The Stanford team identified two principal conditions that allowed Dava to burn as it did: unusually dry weather and, critically, flammable vegetation. That second phrase deserves attention. "Flammable vegetation" is the scientific language for what gamekeepers, shepherds and moorland managers have been warning about for the better part of a decade. It means rank, unmanaged heather. It means accumulated fuel load. It means a landscape where the natural cycle of cool, controlled burning — the practice that has shaped and protected British uplands for generations — has been suppressed, restricted, demonised and increasingly prohibited.
Cool burning, properly conducted under strict conditions by trained practitioners, removes the older, woodier heather growth that turns moorland into a tinderbox. It does so at low temperatures that protect the peat beneath. It creates the firebreaks and mosaics of vegetation that stop a stray spark from becoming a thousand-acre catastrophe. It is, quite simply, the difference between a moor that can absorb a hot dry summer and a moor that cannot.
The campaign to end this practice has been relentless. It has been waged by conservation bodies who have never managed a moor, by activists who confuse all flame with all harm, and by policymakers who have proved themselves more responsive to urban sentiment than to upland evidence. They have succeeded in shrinking the area where controlled burning may legally take place. They have succeeded in stigmatising those who carry it out. They have succeeded in building a regulatory architecture that treats the careful winter burn as a greater threat than the catastrophic summer wildfire.
The consequences are now measurable in tonnes of carbon dioxide.There is a bitter irony in this. The same voices most exercised about climate change have championed the very policies that have allowed a thousand years of stored carbon to be released in less than a working week. The same organisations that fundraise on the promise of protecting peatland have lobbied against the management practices that keep peatland intact. The same campaigners who decry the emissions of British agriculture have helped engineer the conditions for emissions on a scale that dwarfs anything a flock of sheep could produce.
This is not a problem of intent. It is a problem of evidence being subordinated to ideology. The peer-reviewed science is now catching up with the practitioner knowledge that has existed all along. Stanford's researchers note, with diplomatic understatement, that peatlands "have served as long-term carbon reservoirs" and require "more attention" when wildfires strike. What they are too polite to say, but what the data shows plainly, is that leaving these landscapes unmanaged is not preservation. It is preparation — for fire.

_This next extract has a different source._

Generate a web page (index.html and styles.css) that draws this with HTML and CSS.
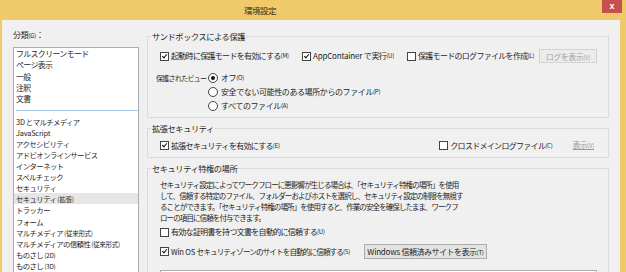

The Scottish Government has acknowledged the problem. Its new Strategic Action Plan on Wildfires recognises that the threat is serious and escalating. This is welcome. But strategy documents do not extinguish flames, and inter-agency coordination, however improved, cannot substitute for the prevention work that takes place months and years before any fire begins. That work is done by gamekeepers and land managers, with drip torches and weather windows, in the depths of winter when nobody is watching and nobody is thanking them.
It is time for the policy debate to catch up with the science, and for the science to be heard above the noise of those who would prefer the moors to burn rather than be managed. Because the alternative — the future being mapped out for us by the anti-burning lobby — is now scientifically documented. It looks like Dava Moor. It looks like 29,225 acres of charred earth. It looks like a thousand years of carbon, gone in four days.
The British uplands are not Californian forests. They do not have to be. But they will be, if those who govern their management continue to ignore the people who actually know how to keep them safe.